# One-to-one function determination

1. Jul 29, 2007

### ehrenfest

1. The problem statement, all variables and given/known data
Without a graphing calculator, how can you tell that the function

f(x) = x/(x^2+1) is one-to-one?

2. Relevant equations

3. The attempt at a solution

You can sketch both x and 1/(x^2+1) separately but I did not think it was obvious that when you multiplied them togethor the result was not one-to-one.

Last edited: Jul 29, 2007
2. Jul 29, 2007

### Hurkyl

Staff Emeritus
Is your homework problem actually to show that that function is one-to-one? One way to show that a function is one-to-one is to start by stating the definition of one-to-one, and then prove that this function satisfies the definition.

Last edited: Jul 29, 2007
3. Jul 29, 2007

### ehrenfest

A function is one-to-one if whenever s1 and s2 are two different elements in the domain, f(s1) is not equal to s2.

Last edited: Jul 29, 2007
4. Jul 29, 2007

### Hurkyl

Staff Emeritus
The contrapositive is often easier to work with; if f(x)=f(y), then x=y.

5. Aug 22, 2010

It is one-to-one function so that assuming that
f(a)=f(b)
we find easily that a=b.

6. Aug 23, 2010

### ehild

Find what value/values of x belong to a certain value of y.

ehild

7. Aug 23, 2010

### hunt_mat

$$\frac{a}{1+a^{2}}=\frac{b}{1+b^{2}}$$
So expand and write as a quadratic:
$$b^{2}-\Bigg( a+\frac{1}{a}\Bigg) b+1=0$$
If f(x) is one to one, the above quadratic should have one and only one solution, does it?

8. Aug 23, 2010

### vela

Staff Emeritus
If you flip the function over, you get

$$y=\frac{x}{1+x^2} \Rightarrow \frac{1}{y} = x+\frac{1}{x}$$

That might be a bit easier to analyze.

9. Aug 23, 2010

### hunt_mat

You can factorise, my quadratic equation.

Mat

10. Aug 23, 2010

### vela

Staff Emeritus
Yeah, I know.
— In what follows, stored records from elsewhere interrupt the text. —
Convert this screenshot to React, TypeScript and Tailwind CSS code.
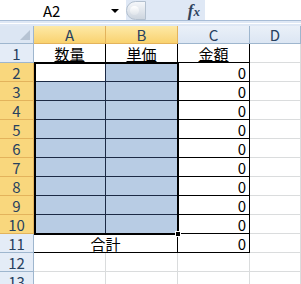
import React from 'react';

const font = { fontFamily: '"Noto Sans CJK JP", "Noto Sans", sans-serif' };

const rowsSel = [2, 3, 4, 5, 6, 7, 8, 9, 10];

function ColHead({ label, sel }: { label: string; sel?: boolean }) {
  return (
    <div
      className={`h-[18px] flex items-center justify-center border-b border-r text-[15px] leading-none text-[#27415f] ${
        sel
          ? 'bg-gradient-to-b from-[#fde9a6] to-[#f9d26f] border-[#e3b35c]'
          : 'bg-gradient-to-b from-[#eaf0f8] to-[#dce6f3] border-[#9eb6ce]'
      }`}
    >
      {label}
    </div>
  );
}

function RowHead({ n, sel }: { n: number; sel?: boolean }) {
  return (
    <div
      className={`h-[19px] flex items-center justify-center border-b border-r text-[15px] leading-none text-[#27415f] ${
        sel ? 'bg-[#f9d77d] border-[#e3b35c]' : 'bg-[#e4ecf7] border-[#9eb6ce]'
      }`}
    >
      {n}
    </div>
  );
}

export default function App() {
  return (
    <div className="w-[301px] h-[284px] overflow-hidden bg-white select-none" style={font}>
      {/* formula bar */}
      <div className="h-[21px] flex bg-[#dfe8f5] border-b border-[#a7bcd6]">
        <div className="w-[126px] bg-white relative flex items-center">
          <span className="ml-[43px] text-[15px] leading-none text-black">A2</span>
          <span className="absolute left-[111px] top-[9px] w-0 h-0 border-l-[4px] border-r-[4px] border-t-[4px] border-l-transparent border-r-transparent border-t-black" />
        </div>
        <div className="w-[22px] flex items-center">
          <div className="w-[20px] h-[19px] rounded-l-full rounded-r-[3px] bg-gradient-to-b from-[#f5f7fa] to-[#cdd5df] border border-[#b3c0cf] flex items-center pl-[3px]">
            <div className="w-[9px] h-[9px] rounded-full bg-gradient-to-b from-[#ffffff] to-[#dfe4ea]" />
          </div>
        </div>
        <div className="w-[57px] flex items-center justify-end pr-[5px]">
          <span className="text-[17px] italic font-bold text-[#30445e] leading-none" style={{ fontFamily: '"Liberation Serif", serif' }}>
            f<span className="text-[13px]">x</span>
          </span>
        </div>
        <div className="flex-1 bg-white" />
      </div>
      <div className="h-[5px] bg-[#dfe8f5] flex flex-col justify-center">
        <div className="h-[1px] bg-white" />
      </div>

      {/* grid */}
      <div className="relative">
        <div className="grid grid-cols-[34px_72px_72px_72px_1fr]">
          {/* header row */}
          <div className="h-[18px] border-b border-r border-[#9eb6ce] bg-[#dce6f3] relative">
            <span className="absolute right-[3px] bottom-[3px] w-0 h-0 border-b-[10px] border-l-[10px] border-b-[#b6c3d3] border-l-transparent" />
          </div>
          <ColHead label="A" sel />
          <ColHead label="B" sel />
          <ColHead label="C" />
          <ColHead label="D" />

          {/* row 1 */}
          <RowHead n={1} />
          {['数量', '単価', '金額'].map((t) => (
            <div key={t} className="h-[19px] border-r border-b border-black flex items-end justify-center text-[15px] leading-[17px] text-black">
              <span className="underline underline-offset-[1px] decoration-1">{t}</span>
            </div>
          ))}
          <div className="h-[19px] border-r border-b border-[#dadcdd]" />

          {/* rows 2-10 */}
          {rowsSel.map((n) => (
            <React.Fragment key={n}>
              <RowHead n={n} sel />
              <div className={`h-[19px] border-r border-b border-[#1c2a45] ${n === 2 ? 'bg-white' : 'bg-[#b8cce4]'}`} />
              <div className="h-[19px] border-r border-b border-[#1c2a45] bg-[#b8cce4]" />
              <div className="h-[19px] border-r border-b border-black flex items-center justify-end pr-[3px] text-[15px] leading-none text-black">0</div>
              <div className="h-[19px] border-r border-b border-[#dadcdd]" />
            </React.Fragment>
          ))}

          {/* row 11 */}
          <RowHead n={11} />
          <div className="col-span-2 h-[19px] border-r border-b border-black flex items-center justify-center text-[15px] leading-none text-black">合計</div>
          <div className="h-[19px] border-r border-b border-black flex items-center justify-end pr-[3px] text-[15px] leading-none text-black">0</div>
          <div className="h-[19px] border-r border-b border-[#dadcdd]" />

          {/* rows 12-13 */}
          {[12, 13].map((n) => (
            <React.Fragment key={n}>
              <RowHead n={n} />
              <div className="h-[19px] border-r border-b border-[#dadcdd]" />
              <div className="h-[19px] border-r border-b border-[#dadcdd]" />
              <div className="h-[19px] border-r border-b border-[#dadcdd]" />
              <div className="h-[19px] border-r border-b border-[#dadcdd]" />
            </React.Fragment>
          ))}
        </div>

        {/* selection outline A2:B10 */}
        <div className="absolute left-[34px] top-[36px] w-[145px] h-[173px] border-2 border-black pointer-events-none" />
        <div className="absolute left-[175px] top-[205px] w-[6px] h-[6px] bg-black border border-white pointer-events-none" />
      </div>
    </div>
  );
}
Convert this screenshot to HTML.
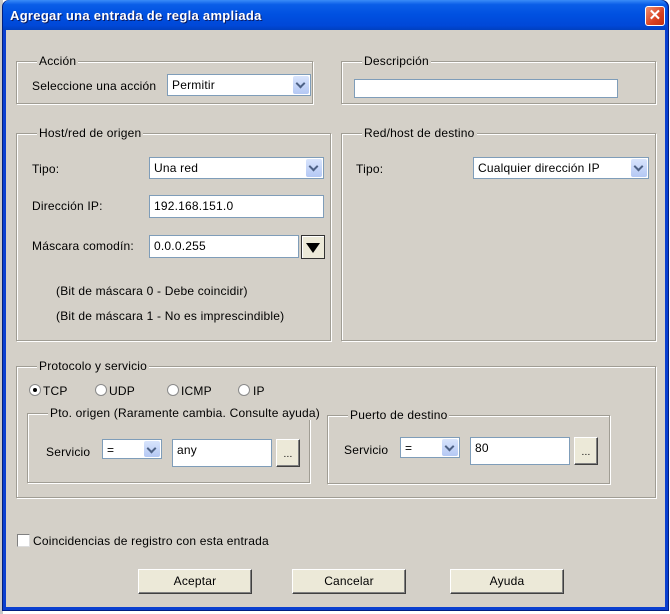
<!DOCTYPE html>
<html><head><meta charset="utf-8"><style>
*{box-sizing:border-box;margin:0;padding:0}
body{width:670px;height:614px;overflow:hidden;background:#fff;font-family:"Liberation Sans",sans-serif;font-size:12px;letter-spacing:0.2px;color:#000;position:relative}
.a{position:absolute}
#win{left:2px;top:0;width:667px;height:611px;background:#0a3fd0;border-radius:7px 7px 0 0;border:1px solid #001f80}
#title{left:3px;top:0;width:664px;height:30px;background:linear-gradient(#3a8cf8 0%,#0a5ee8 15%,#0050e0 50%,#0048d8 85%,#0040c0 100%);border-radius:7px 7px 0 0}
#ttext{left:10px;top:8px;color:#fff;font-weight:bold;font-size:13px;letter-spacing:0.3px;text-shadow:1px 1px #0a1a60}
#close{left:645px;top:6px;width:20px;height:20px;background:linear-gradient(135deg,#f09070,#d84020 60%,#c03010);border:1px solid #fff;border-radius:3px;color:#fff;font-weight:bold;font-size:15px;text-align:center;line-height:17px}
#client{left:6px;top:30px;width:659px;height:577px;background:#d4d0c8}
.g{position:absolute;border:1px solid #a09d94;box-shadow:inset 1px 1px #fff,1px 1px #fff}
.lg{position:absolute;background:#d4d0c8;padding:0 2px;top:-8px;line-height:14px;white-space:nowrap}
.in{position:absolute;background:#fff;border:1px solid #7f9db9;padding:3px 0 0 4px;line-height:15px}
.sel .ar{position:absolute;right:1px;top:1px;bottom:1px;width:16px;background:linear-gradient(#d8e4fc,#b4c8f4);border-radius:2px}
.sel .ar:after{content:"";position:absolute;left:4px;top:4px;width:5px;height:5px;border-right:2px solid #4d6185;border-bottom:2px solid #4d6185;transform:rotate(45deg)}
.btn{position:absolute;background:#ece9d8;border:1px solid #fff;border-right-color:#404040;border-bottom-color:#404040;box-shadow:inset -1px -1px #808080;text-align:center;line-height:22px}
.rad{position:absolute;width:12px;height:12px;border-radius:50%;background:#fff;border:1px solid #8a8a8a}
.t{position:absolute;white-space:nowrap;line-height:14px}
</style></head><body>
<div class="a" style="left:0;top:0;width:3px;height:614px;background:#c8c8c8"></div>
<div class="a" id="win"></div>
<div class="a" id="title"></div>
<div class="a" id="ttext">Agregar una entrada de regla ampliada</div>
<div class="a" id="close">✕</div>
<div class="a" id="client"></div>

<div class="g" style="left:16px;top:61px;width:297px;height:43px"><span class="lg" style="left:20px">Acción</span></div>
<div class="t" style="left:32px;top:79px">Seleccione una acción</div>
<div class="in sel" style="left:167px;top:74px;width:144px;height:22px">Permitir<span class="ar"></span></div>

<div class="g" style="left:341px;top:61px;width:315px;height:43px"><span class="lg" style="left:20px">Descripción</span></div>
<div class="in" style="left:354px;top:79px;width:264px;height:19px"></div>

<div class="g" style="left:16px;top:133px;width:315px;height:208px"><span class="lg" style="left:20px">Host/red de origen</span></div>
<div class="t" style="left:32px;top:162px">Tipo:</div>
<div class="in sel" style="left:149px;top:157px;width:175px;height:22px">Una red<span class="ar"></span></div>
<div class="t" style="left:32px;top:199px">Dirección IP:</div>
<div class="in" style="left:149px;top:195px;width:175px;height:23px">192.168.151.0</div>
<div class="t" style="left:32px;top:239px">Máscara comodín:</div>
<div class="in" style="left:149px;top:235px;width:150px;height:23px">0.0.0.255</div>
<div class="a" style="left:301px;top:235px;width:24px;height:24px;background:#ece9d8;border:1px solid #333;box-shadow:inset 1px 1px #fff"><div class="a" style="left:4px;top:7px;width:0;height:0;border-left:7px solid transparent;border-right:7px solid transparent;border-top:10px solid #000"></div></div>
<div class="t" style="left:56px;top:284px">(Bit de máscara 0 - Debe coincidir)</div>
<div class="t" style="left:56px;top:309px">(Bit de máscara 1 - No es imprescindible)</div>

<div class="g" style="left:341px;top:133px;width:315px;height:208px"><span class="lg" style="left:20px">Red/host de destino</span></div>
<div class="t" style="left:356px;top:162px">Tipo:</div>
<div class="in sel" style="left:473px;top:157px;width:176px;height:22px">Cualquier dirección IP<span class="ar"></span></div>

<div class="g" style="left:16px;top:366px;width:640px;height:132px"><span class="lg" style="left:20px">Protocolo y servicio</span></div>
<div class="rad" style="left:29px;top:384px"><div class="a" style="left:3px;top:3px;width:4px;height:4px;border-radius:50%;background:#000"></div></div>
<div class="t" style="left:43px;top:384px">TCP</div>
<div class="rad" style="left:95px;top:384px"></div><div class="t" style="left:109px;top:384px">UDP</div>
<div class="rad" style="left:167px;top:384px"></div><div class="t" style="left:181px;top:384px">ICMP</div>
<div class="rad" style="left:238px;top:384px"></div><div class="t" style="left:253px;top:384px">IP</div>

<div class="g" style="left:27px;top:413px;width:283px;height:70px"><span class="lg" style="left:20px">Pto. origen (Raramente cambia. Consulte ayuda)</span></div>
<div class="t" style="left:46px;top:445px">Servicio</div>
<div class="in sel" style="left:102px;top:439px;width:60px;height:20px">=<span class="ar"></span></div>
<div class="in" style="left:172px;top:439px;width:100px;height:28px">any</div>
<div class="btn" style="left:276px;top:439px;width:24px;height:28px;line-height:30px;font-size:10px">...</div>

<div class="g" style="left:327px;top:415px;width:283px;height:69px"><span class="lg" style="left:20px">Puerto de destino</span></div>
<div class="t" style="left:344px;top:443px">Servicio</div>
<div class="in sel" style="left:400px;top:437px;width:60px;height:21px">=<span class="ar"></span></div>
<div class="in" style="left:470px;top:437px;width:100px;height:28px">80</div>
<div class="btn" style="left:574px;top:437px;width:24px;height:28px;line-height:30px;font-size:10px">...</div>

<div class="a" style="left:17px;top:534px;width:13px;height:13px;background:#fff;border:1px solid #808080;border-right-color:#ddd;border-bottom-color:#ddd"></div>
<div class="t" style="left:33px;top:534px">Coincidencias de registro con esta entrada</div>

<div class="btn" style="left:138px;top:569px;width:114px;height:25px">Aceptar</div>
<div class="btn" style="left:292px;top:569px;width:114px;height:25px">Cancelar</div>
<div class="btn" style="left:450px;top:569px;width:114px;height:25px">Ayuda</div>
</body></html>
I was just offering yet another way to look at the problem. I hadn't really thought about the problem until I saw the linear term in your quadratic and realized you could easily deduce the answer looking at the reciprocal of the function.

11. Aug 23, 2010

### hunt_mat

I know, I was only winding you up.

12. Aug 23, 2010

### awkward

What is f(0)?

What is $$\lim_{x \to \infty} f(x)$$?

What does this tell you?

13. Aug 23, 2010

### hunt_mat

Or even(coming from my quadratic equation) what is f(a) and f(1/a)?